February 8, 2008

Sharing the Burden in Afghanistan

Burden-sharing, the way in which NATO member states divide up their collective defence obligations, is a recurrent source of debate among the Allies.

Burden-sharing, the way in which NATO member states divide up their collective defence obligations, is a recurrent source of debate among the Allies.

The debates usually take the form of America asking Europe to make a greater contribution; the latest round, over troop contributions to NATO’s ISAF mission in Afghanistan, is no exception.
But the current argument has a new dimension – the degree to which the various allies are prepared to risk the lives of their service men and women for the common good.
US Defense Secretary Robert Gates noted on Wednesday that the Alliance risked being divided into those member states who were “willing to fight and die to protect people’s security and those who were not”, reflecting tensions within the Alliance over those countries whose soldiers are deployed in Afghanistan’s violent south and those operating in its more stable areas.
Estonia, whose troops are deployed in Afghanistan’s unstable Helmland province clearly sits on the ‘willing’ side of Mr Gates’s dividing line. With the sad deaths of Kalle Torn and Jako Karuks, Estonia has also paid a proportionally higher price than most contributing nations.
More traditional burden-sharing comparisons consider the level of a country’s contribution in comparison with its ‘ability to pay’. Estonia does well here, as the graph below shows.

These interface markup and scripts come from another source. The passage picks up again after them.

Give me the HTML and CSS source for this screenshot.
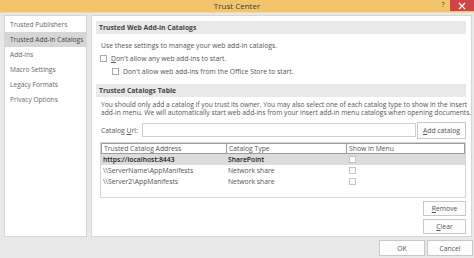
FILE: index.html
```html
<!DOCTYPE html>
<html>
<head>
<meta charset="utf-8">
<link rel="stylesheet" href="styles.css">
</head>
<body>
<div class="window">
  <div class="titlebar">
    <div class="title-spacer"></div>
    <div class="title">Trust Center</div>
    <div class="title-controls">
      <span class="help">?</span>
      <span class="close"><svg width="8" height="8" viewBox="0 0 8 8"><path d="M1 1L7 7M7 1L1 7" stroke="#fff" stroke-width="1.2"/></svg></span>
    </div>
  </div>
  <div class="content">
    <div class="nav">
      <div class="nav-item">Trusted Publishers</div>
      <div class="nav-item selected">Trusted Add-in Catalogs</div>
      <div class="nav-item">Add-ins</div>
      <div class="nav-item">Macro Settings</div>
      <div class="nav-item">Legacy Formats</div>
      <div class="nav-item">Privacy Options</div>
    </div>
    <div class="main">
      <div class="section-head">Trusted Web Add-in Catalogs</div>
      <div class="para intro">Use these settings to manage your web add-in catalogs.</div>
      <div class="check-row lvl1"><span class="box"></span><span><u>D</u>on't allow any web add-ins to start.</span></div>
      <div class="check-row lvl2"><span class="box"></span><span>Don't allow web add-ins from the Office Store to start.</span></div>
      <div class="section-head second">Trusted Catalogs Table</div>
      <div class="para desc">You should only add a catalog if you trust its owner. You may also select one of each catalog type to show in the insert<br>add-in menu. We will automatically start web add-ins from your insert add-in menu catalogs when opening documents.</div>
      <div class="url-row">
        <span class="url-label">Catalog <u>U</u>rl:</span>
        <span class="url-input"></span>
        <span class="btn add-btn"><u>A</u>dd catalog</span>
      </div>
      <div class="table">
        <div class="trow thead">
          <div class="c1">Trusted Catalog Address</div>
          <div class="c2">Catalog Type</div>
          <div class="c3">Show in Menu</div>
        </div>
        <div class="trow sel">
          <div class="c1">https://localhost:8443</div>
          <div class="c2">SharePoint</div>
          <div class="c3"><span class="box"></span></div>
        </div>
        <div class="trow">
          <div class="c1">\\ServerName\AppManifests</div>
          <div class="c2">Network share</div>
          <div class="c3"><span class="box"></span></div>
        </div>
        <div class="trow">
          <div class="c1">\\Server2\AppManifests</div>
          <div class="c2">Network share</div>
          <div class="c3"><span class="box"></span></div>
        </div>
      </div>
      <div class="side-btns">
        <span class="btn side-btn"><u>R</u>emove</span>
        <span class="btn side-btn"><u>C</u>lear</span>
      </div>
    </div>
  </div>
  <div class="footer">
    <span class="btn foot-btn">OK</span>
    <span class="btn foot-btn">Cancel</span>
  </div>
</div>
</body>
</html>
```
FILE: styles.css
```css
* { box-sizing: border-box; }
html, body { margin: 0; padding: 0; }
body {
  width: 474px;
  height: 258px;
  overflow: hidden;
  background: #e8e8e8;
  font-family: "Open Sans", "Noto Sans", sans-serif;
  font-size: 6.8px;
  color: #555;
}
u { text-decoration: underline; text-underline-offset: 1px; }
.window { display: flex; flex-direction: column; height: 258px; }
.titlebar {
  height: 13px;
  background: #f2c56d;
  border-bottom: 1px solid #f7d99a;
  display: grid;
  grid-template-columns: 1fr auto 1fr;
  align-items: stretch;
}
.title { font-size: 8px; color: #3a3a3a; line-height: 12px; }
.title-controls { display: flex; justify-content: flex-end; align-items: stretch; }
.help { color: #444; font-size: 7px; line-height: 10px; width: 10px; text-align: center; margin-right: 2px; }
.close {
  width: 24px; height: 11px; background: #cf434b;
  display: flex; align-items: center; justify-content: center;
}
.content {
  display: flex;
  gap: 4px;
  padding: 2px 2px 0 4px;
  height: 224px;
}
.nav {
  width: 83px;
  flex-shrink: 0;
  background: #fff;
  border: 1px solid #d6d6d6;
  padding-top: 1px;
  font-size: 6.6px;
}
.nav-item {
  height: 15px;
  line-height: 15px;
  padding-left: 5px;
  color: #666;
  white-space: nowrap;
}
.nav-item.selected { background: #d6d6d6; color: #444; }
.main {
  flex: 1;
  min-width: 0;
  background: #fff;
  border: 1px solid #d6d6d6;
  padding: 5px 5px 0 4px;
  display: flex;
  flex-direction: column;
}
.section-head {
  height: 13px;
  line-height: 13px;
  background: #e9e9e9;
  font-weight: bold;
  color: #444;
  padding-left: 3px;
}
.para { padding-left: 5px; line-height: 8.5px; color: #555; }
.intro { margin-top: 8px; }
.check-row { display: flex; align-items: center; gap: 4px; height: 13px; color: #555; }
.lvl1 { padding-left: 4px; margin-top: 1px; }
.lvl2 { padding-left: 16px; }
.box {
  display: inline-block; width: 7px; height: 7px;
  border: 1px solid #a8a8a8; background: #fff;
}
.section-head.second { margin-top: 6px; }
.desc { margin-top: 4px; font-size: 6.7px; white-space: nowrap; }
.url-row { display: flex; align-items: center; margin-top: 4px; height: 17px; }
.url-label { padding-left: 5px; width: 46px; }
.url-input { flex: 1; height: 14px; border: 1px solid #cfcfcf; background: #fff; margin-right: 1px; }
.btn {
  display: flex; align-items: center; justify-content: center;
  background: #fdfdfd; border: 1px solid #c8c8c8; color: #555;
}
.add-btn { width: 49px; height: 17px; }
.table {
  margin: 3px 0 0 4px;
  height: 56px;
  border: 1px solid #d4d4d4;
}
.trow { display: grid; grid-template-columns: 125px 120px 1fr; height: 11px; line-height: 11px; }
.trow > div { padding-left: 2px; white-space: nowrap; overflow: hidden; display: flex; align-items: center; }
.thead { border: 1px solid #9c9c9c; height: 11px; }
.thead > div { border-right: 1px solid #9c9c9c; color: #555; }
.thead > div:last-child { border-right: none; }
.trow.sel { background: #dcdcdc; }
.trow.sel > div { color: #222; font-weight: 600; }
.trow .c3 .box { margin-left: 1px; border-color: #c4c4c4; }
.side-btns { display: flex; flex-direction: column; align-items: flex-end; gap: 3px; margin-top: 3px; }
.side-btn { width: 43px; height: 15px; }
.footer { display: flex; justify-content: flex-end; gap: 2px; padding: 3px 1px 0 0; }
.foot-btn { width: 46px; height: 16px; }
```
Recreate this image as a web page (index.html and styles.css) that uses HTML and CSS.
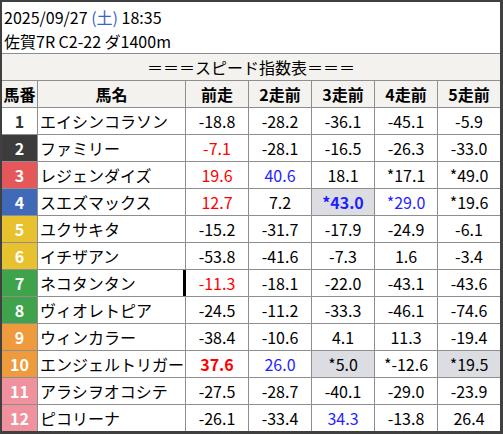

The figures need to be treated with a little caution – published statistics on defence issues are rarely completely reliable, or compiled on a common basis (for example, Canada’s listed army size excludes large numbers of command, training and special forces troops, while the US figure excludes the 14 000 troops operating outside ISAF). Nonetheless, by any of these ‘ability to pay’ measures, Estonia’s contribution is a very respectable one.
In the end, though, the ISAF burden-sharing debate is not a helpful one. This kind of squabbling undermines the Allies’ sense of common purpose and threatens the glue that has held NATO together for 60 years. US criticism is likely to be resented and, ultimately, counter-productive. And it is certainly doing nothing to ease suffering in Afghanistan.
Furthermore, arguments about military burden-sharing mask what is needed to make progress in Afghanistan. While an appropriately sized and mandated military force is necessary for security, the root causes of Afghanistan’s troubles will not be addressed by military means, but by political, financial and civil ones. If the burden sharing debate belongs anywhere, it is perhaps among these issues – a comprehensive approach to the question.